Transcribe the listing in full, excluding any pictures.

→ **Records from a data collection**
◇ ◇ ◇ ◇ ◇

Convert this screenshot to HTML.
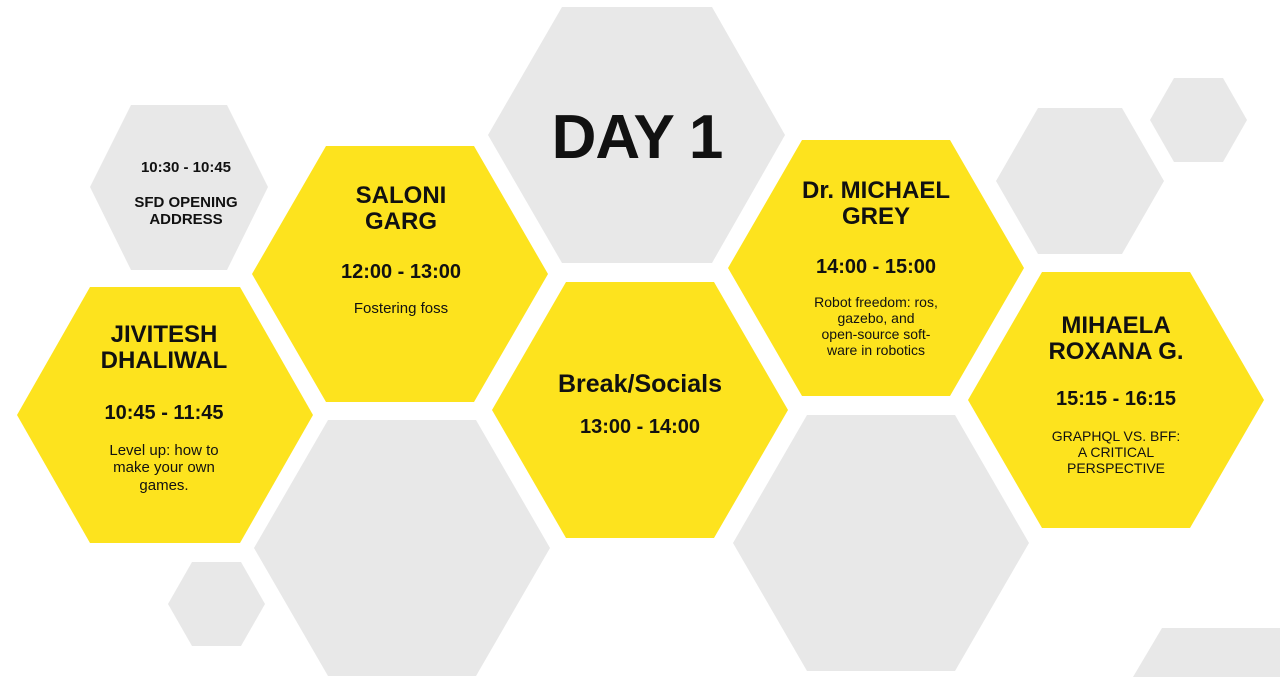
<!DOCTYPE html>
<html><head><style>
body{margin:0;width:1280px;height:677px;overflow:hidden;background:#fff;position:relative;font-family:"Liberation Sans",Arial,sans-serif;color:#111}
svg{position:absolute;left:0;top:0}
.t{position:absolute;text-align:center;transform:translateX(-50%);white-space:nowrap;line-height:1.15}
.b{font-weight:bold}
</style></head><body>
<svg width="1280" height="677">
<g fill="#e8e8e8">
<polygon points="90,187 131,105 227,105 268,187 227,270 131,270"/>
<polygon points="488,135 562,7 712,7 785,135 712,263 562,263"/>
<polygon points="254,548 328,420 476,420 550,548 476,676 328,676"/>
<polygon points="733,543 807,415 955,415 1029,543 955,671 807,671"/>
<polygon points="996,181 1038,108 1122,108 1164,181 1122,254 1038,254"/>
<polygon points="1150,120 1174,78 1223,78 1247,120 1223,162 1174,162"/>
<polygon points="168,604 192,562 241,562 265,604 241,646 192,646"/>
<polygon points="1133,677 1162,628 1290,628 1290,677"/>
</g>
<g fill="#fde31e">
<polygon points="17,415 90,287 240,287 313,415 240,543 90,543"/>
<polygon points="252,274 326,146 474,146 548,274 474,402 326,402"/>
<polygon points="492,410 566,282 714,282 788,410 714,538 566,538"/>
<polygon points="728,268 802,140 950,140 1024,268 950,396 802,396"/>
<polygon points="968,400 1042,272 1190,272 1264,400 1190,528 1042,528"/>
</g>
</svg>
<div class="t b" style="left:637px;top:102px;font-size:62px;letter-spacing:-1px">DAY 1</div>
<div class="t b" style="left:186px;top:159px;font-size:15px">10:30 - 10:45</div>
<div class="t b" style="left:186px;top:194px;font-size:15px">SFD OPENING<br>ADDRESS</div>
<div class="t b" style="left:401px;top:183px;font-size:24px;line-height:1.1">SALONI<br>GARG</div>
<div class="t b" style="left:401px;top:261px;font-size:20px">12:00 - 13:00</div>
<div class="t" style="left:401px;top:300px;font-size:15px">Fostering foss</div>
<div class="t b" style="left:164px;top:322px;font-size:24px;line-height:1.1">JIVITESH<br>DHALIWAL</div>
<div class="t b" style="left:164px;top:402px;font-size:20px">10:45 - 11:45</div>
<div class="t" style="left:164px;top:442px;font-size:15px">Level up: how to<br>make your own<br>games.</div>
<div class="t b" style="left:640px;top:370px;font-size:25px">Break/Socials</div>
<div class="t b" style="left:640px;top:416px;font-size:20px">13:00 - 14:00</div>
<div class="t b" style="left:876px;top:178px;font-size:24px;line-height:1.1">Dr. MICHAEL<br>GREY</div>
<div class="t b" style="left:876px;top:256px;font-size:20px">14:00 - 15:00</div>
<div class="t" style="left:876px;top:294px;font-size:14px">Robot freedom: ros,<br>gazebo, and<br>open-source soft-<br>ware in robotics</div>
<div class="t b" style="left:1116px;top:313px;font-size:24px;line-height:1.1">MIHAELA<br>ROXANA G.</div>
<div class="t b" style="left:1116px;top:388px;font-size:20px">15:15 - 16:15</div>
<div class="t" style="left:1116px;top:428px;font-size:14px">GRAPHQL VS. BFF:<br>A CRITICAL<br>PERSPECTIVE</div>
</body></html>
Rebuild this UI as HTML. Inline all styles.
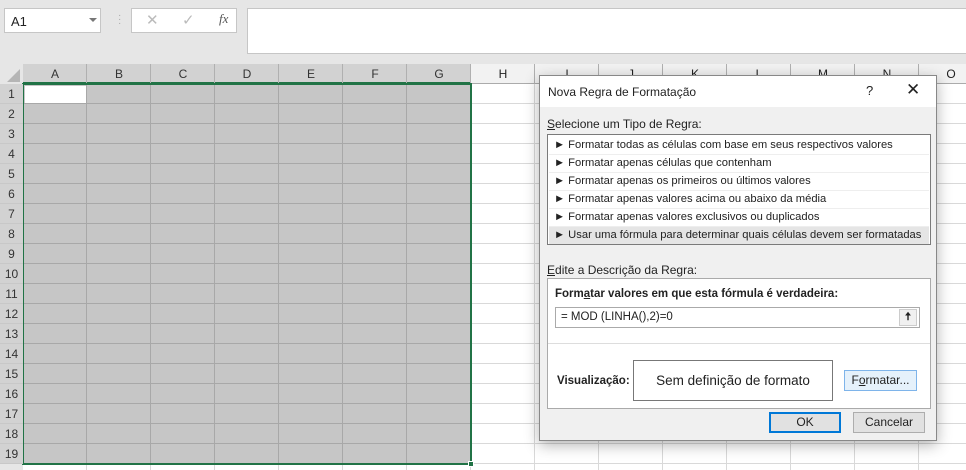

◇ ◇ ◇ ◇ ◇

→ **FINAL RESULT**
Convert this screenshot to HTML.
<!DOCTYPE html>
<html><head><style>
body{margin:0;width:1280px;height:677px;overflow:hidden;background:#fff;position:relative;font-family:"Liberation Sans",Arial,sans-serif;color:#111}
svg{position:absolute;left:0;top:0}
.t{position:absolute;text-align:center;transform:translateX(-50%);white-space:nowrap;line-height:1.15}
.b{font-weight:bold}
</style></head><body>
<svg width="1280" height="677">
<g fill="#e8e8e8">
<polygon points="90,187 131,105 227,105 268,187 227,270 131,270"/>
<polygon points="488,135 562,7 712,7 785,135 712,263 562,263"/>
<polygon points="254,548 328,420 476,420 550,548 476,676 328,676"/>
<polygon points="733,543 807,415 955,415 1029,543 955,671 807,671"/>
<polygon points="996,181 1038,108 1122,108 1164,181 1122,254 1038,254"/>
<polygon points="1150,120 1174,78 1223,78 1247,120 1223,162 1174,162"/>
<polygon points="168,604 192,562 241,562 265,604 241,646 192,646"/>
<polygon points="1133,677 1162,628 1290,628 1290,677"/>
</g>
<g fill="#fde31e">
<polygon points="17,415 90,287 240,287 313,415 240,543 90,543"/>
<polygon points="252,274 326,146 474,146 548,274 474,402 326,402"/>
<polygon points="492,410 566,282 714,282 788,410 714,538 566,538"/>
<polygon points="728,268 802,140 950,140 1024,268 950,396 802,396"/>
<polygon points="968,400 1042,272 1190,272 1264,400 1190,528 1042,528"/>
</g>
</svg>
<div class="t b" style="left:637px;top:102px;font-size:62px;letter-spacing:-1px">DAY 1</div>
<div class="t b" style="left:186px;top:159px;font-size:15px">10:30 - 10:45</div>
<div class="t b" style="left:186px;top:194px;font-size:15px">SFD OPENING<br>ADDRESS</div>
<div class="t b" style="left:401px;top:183px;font-size:24px;line-height:1.1">SALONI<br>GARG</div>
<div class="t b" style="left:401px;top:261px;font-size:20px">12:00 - 13:00</div>
<div class="t" style="left:401px;top:300px;font-size:15px">Fostering foss</div>
<div class="t b" style="left:164px;top:322px;font-size:24px;line-height:1.1">JIVITESH<br>DHALIWAL</div>
<div class="t b" style="left:164px;top:402px;font-size:20px">10:45 - 11:45</div>
<div class="t" style="left:164px;top:442px;font-size:15px">Level up: how to<br>make your own<br>games.</div>
<div class="t b" style="left:640px;top:370px;font-size:25px">Break/Socials</div>
<div class="t b" style="left:640px;top:416px;font-size:20px">13:00 - 14:00</div>
<div class="t b" style="left:876px;top:178px;font-size:24px;line-height:1.1">Dr. MICHAEL<br>GREY</div>
<div class="t b" style="left:876px;top:256px;font-size:20px">14:00 - 15:00</div>
<div class="t" style="left:876px;top:294px;font-size:14px">Robot freedom: ros,<br>gazebo, and<br>open-source soft-<br>ware in robotics</div>
<div class="t b" style="left:1116px;top:313px;font-size:24px;line-height:1.1">MIHAELA<br>ROXANA G.</div>
<div class="t b" style="left:1116px;top:388px;font-size:20px">15:15 - 16:15</div>
<div class="t" style="left:1116px;top:428px;font-size:14px">GRAPHQL VS. BFF:<br>A CRITICAL<br>PERSPECTIVE</div>
</body></html>
Rebuild this UI as HTML. Inline all styles.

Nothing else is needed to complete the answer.